Hace unos días, tras la ola de frío Filomena, la calle de la Paloma de Madrid, donde se encuentra una residencia de ancianos, un colegio, una parroquia, una residencia de sacerdotes, etc. todo un barrio, y muchos transeúntes, sufría una “gran explosión”, a causa probablemente de una fuga de gas, llevándose consigo cuatro vidas y una decena de heridos.
Seguramente
muchos de nuestros hogares, de nuestras parroquias, habremos sufrido -debido a
las pasadas fuertes heladas- problemas en nuestras calderas, tuberías, etc.

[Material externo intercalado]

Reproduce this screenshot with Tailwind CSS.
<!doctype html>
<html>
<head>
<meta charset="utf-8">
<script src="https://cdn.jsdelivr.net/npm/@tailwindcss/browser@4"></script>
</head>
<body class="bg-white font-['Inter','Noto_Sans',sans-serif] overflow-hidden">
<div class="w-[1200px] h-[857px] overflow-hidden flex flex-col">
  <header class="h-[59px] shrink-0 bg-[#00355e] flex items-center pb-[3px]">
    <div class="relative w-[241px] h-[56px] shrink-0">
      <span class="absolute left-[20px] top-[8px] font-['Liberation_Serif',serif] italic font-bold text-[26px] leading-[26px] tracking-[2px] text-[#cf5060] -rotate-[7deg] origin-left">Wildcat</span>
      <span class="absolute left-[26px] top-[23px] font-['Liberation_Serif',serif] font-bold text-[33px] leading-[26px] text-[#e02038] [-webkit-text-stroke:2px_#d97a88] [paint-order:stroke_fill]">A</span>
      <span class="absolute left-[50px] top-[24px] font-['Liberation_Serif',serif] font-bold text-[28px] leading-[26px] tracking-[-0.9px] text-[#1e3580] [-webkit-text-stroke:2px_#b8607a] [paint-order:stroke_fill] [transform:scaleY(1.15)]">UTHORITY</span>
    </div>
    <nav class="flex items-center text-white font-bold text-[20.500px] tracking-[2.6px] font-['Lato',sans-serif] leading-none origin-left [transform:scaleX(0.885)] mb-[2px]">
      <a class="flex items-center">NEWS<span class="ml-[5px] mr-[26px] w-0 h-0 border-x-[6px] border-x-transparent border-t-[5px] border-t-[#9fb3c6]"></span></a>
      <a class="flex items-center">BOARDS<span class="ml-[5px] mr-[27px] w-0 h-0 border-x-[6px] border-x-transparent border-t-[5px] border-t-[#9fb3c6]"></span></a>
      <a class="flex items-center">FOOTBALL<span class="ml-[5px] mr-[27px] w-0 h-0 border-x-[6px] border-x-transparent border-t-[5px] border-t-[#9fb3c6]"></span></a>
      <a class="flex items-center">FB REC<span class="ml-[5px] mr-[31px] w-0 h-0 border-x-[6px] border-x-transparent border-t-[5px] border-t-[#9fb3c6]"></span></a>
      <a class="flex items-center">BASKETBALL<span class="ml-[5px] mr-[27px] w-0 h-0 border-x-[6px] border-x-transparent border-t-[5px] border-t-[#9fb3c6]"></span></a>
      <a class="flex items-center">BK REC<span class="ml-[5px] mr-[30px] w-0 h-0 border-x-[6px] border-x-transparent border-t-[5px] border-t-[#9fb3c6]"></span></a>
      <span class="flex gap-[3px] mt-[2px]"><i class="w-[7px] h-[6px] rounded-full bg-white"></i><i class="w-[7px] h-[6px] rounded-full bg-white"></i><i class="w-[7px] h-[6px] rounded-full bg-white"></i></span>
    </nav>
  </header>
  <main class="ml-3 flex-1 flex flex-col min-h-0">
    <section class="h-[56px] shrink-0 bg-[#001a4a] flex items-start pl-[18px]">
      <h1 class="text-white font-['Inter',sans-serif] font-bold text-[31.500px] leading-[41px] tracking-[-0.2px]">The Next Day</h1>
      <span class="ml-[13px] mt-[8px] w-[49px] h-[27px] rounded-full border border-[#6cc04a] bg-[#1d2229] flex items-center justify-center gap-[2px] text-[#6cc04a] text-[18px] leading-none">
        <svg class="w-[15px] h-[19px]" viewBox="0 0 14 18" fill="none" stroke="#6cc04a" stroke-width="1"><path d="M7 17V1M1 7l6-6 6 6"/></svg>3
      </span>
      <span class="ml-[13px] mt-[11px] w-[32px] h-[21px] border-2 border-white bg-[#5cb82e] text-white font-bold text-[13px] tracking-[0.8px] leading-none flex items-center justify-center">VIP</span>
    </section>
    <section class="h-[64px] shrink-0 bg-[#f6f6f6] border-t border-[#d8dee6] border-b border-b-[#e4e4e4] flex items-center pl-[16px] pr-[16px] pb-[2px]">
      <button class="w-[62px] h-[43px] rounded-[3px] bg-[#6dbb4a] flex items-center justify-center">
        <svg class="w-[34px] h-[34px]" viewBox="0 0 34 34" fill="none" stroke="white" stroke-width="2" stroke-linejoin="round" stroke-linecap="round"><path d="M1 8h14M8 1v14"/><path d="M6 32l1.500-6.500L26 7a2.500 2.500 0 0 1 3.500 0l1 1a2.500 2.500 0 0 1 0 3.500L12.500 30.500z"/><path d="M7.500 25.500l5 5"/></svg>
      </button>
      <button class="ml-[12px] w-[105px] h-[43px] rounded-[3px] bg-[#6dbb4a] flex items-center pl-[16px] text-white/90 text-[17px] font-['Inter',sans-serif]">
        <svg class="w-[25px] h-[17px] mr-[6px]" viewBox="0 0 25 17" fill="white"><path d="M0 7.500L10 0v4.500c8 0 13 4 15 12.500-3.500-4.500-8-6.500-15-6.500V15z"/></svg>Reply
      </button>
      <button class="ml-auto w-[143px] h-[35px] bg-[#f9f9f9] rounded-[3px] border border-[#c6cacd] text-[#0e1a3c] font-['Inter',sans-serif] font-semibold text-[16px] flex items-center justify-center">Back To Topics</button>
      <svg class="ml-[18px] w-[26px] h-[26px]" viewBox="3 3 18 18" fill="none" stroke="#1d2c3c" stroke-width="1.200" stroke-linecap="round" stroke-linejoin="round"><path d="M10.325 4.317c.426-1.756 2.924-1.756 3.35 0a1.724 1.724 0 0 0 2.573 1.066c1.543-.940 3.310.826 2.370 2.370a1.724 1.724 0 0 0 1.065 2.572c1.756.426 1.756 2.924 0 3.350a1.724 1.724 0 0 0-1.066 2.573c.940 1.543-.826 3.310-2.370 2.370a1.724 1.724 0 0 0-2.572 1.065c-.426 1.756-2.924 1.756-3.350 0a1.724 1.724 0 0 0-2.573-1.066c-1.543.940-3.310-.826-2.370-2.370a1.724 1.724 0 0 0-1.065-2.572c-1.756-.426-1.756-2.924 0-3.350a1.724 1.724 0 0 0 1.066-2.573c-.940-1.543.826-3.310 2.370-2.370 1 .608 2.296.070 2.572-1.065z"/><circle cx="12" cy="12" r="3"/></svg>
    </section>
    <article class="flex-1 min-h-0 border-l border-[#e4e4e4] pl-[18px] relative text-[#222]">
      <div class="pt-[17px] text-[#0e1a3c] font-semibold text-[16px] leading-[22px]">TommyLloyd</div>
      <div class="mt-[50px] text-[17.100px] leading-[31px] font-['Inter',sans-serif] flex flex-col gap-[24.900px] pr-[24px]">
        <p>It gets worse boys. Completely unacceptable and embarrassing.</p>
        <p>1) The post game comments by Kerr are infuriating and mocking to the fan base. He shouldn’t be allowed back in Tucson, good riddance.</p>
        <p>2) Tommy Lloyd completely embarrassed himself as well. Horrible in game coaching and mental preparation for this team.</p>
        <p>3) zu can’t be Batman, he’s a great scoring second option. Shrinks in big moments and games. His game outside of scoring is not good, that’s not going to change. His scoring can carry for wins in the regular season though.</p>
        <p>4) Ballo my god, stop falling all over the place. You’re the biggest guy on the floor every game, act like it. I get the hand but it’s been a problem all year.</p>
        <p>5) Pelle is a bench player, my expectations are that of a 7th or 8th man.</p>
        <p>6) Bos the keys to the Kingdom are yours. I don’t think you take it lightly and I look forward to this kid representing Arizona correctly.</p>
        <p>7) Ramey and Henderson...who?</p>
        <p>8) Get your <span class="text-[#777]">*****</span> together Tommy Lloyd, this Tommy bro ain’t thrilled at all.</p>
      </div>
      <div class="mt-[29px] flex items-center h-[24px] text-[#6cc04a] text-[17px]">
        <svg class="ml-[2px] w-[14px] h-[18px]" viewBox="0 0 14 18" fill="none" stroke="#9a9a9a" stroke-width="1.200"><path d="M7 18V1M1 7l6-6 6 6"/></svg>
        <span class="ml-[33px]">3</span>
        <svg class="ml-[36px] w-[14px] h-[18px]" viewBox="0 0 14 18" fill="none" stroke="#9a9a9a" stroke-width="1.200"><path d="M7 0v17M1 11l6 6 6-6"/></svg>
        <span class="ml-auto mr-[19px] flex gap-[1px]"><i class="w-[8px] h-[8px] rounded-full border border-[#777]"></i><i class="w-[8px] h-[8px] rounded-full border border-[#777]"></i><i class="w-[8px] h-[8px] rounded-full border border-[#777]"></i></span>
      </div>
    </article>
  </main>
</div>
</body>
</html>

También nosotros, los cristianos, los sacerdotes, que somos ciudadanos, nos
ocurren cosas como a la gente normal. Es más, los sacerdotes, que acompañamos a
tantas familias en el momento último de la vida, que celebramos tantas exequias
de nuestros fieles, de nuestros compañeros, de nuestros familiares, etc. no
somos de hierro, somos humanos, y también lo sufrimos. Nosotros amamos la Vida
y deseamos contagiar Vida, una Vida que no es nuestra, a que suene a tópico,
sino que Dios nos ha regalado y que, durante toda ella, nuestro anhelo más
grande habrá de ser: que sea vivida con plenitud, por supuesto, contando con
las fuerzas de cada etapa de esta Vida.
Hace
un momento oía en la radio el testimonio emocionado y emocionante de Gabriel,
el párroco que sufrió esta gran explosión. Los pelos se me ponían de punta, la
carne de gallina, un nudo en la garganta, un estremecimiento como cuando una
experiencia te sobrepasa, como cuando siento que Dios me abraza. Oía que Dios
me hablaba a través de ese sacerdote, me hablaba de Amor, y “Dios es Amor” (1Jn
4, 12).
El presbítero, entre otras cosas, me ha dado
testimonio sencillo y normal, del quehacer diario de una parroquia, en la que
los sacerdotes, a la sombra de las noticias, estamos en la brecha, tanto en el
altar, como en el servicio de la caridad, en la catequesis, etc. Pero también
en el combate cotidiano con obras, mantenimientos, etc. Realizando honradamente
nuestra misión. Somos como autónomos que no saben de horarios, y difícilmente
reemplazables. Deseando mejorar, hacer de nuestro ámbito un lugar digno donde
la gente se halle, se le facilite mejor la presencia de Dios y el encuentro como
comunidad.
En nuestras parroquias, tan plurales, tan ricas en
carismas dentro de sus miembros, muchas veces contamos con personas muy
disponibles que colaboran con su parroquia, aportando lo que saben y lo que
pueden. Ellos son hermanos y hermanas de comunidad, son amigos, sus familias
son nuestras familias. Esta es la gran explosión que anunciamos al mundo, también
en la catequesis: la Vida tiene sentido, desde el momento de su concepción
hasta el momento último de la muerte natural. Vivamos cada etapa de este
camino, cogidos de la mano, unos de otros, especialmente del Otro; agarrados
por la esperanza que sí cabe en este itinerario catecumenal, que parte de la “no
fe” hasta que llegamos a ser conscientes de que somos de la “sí fe”.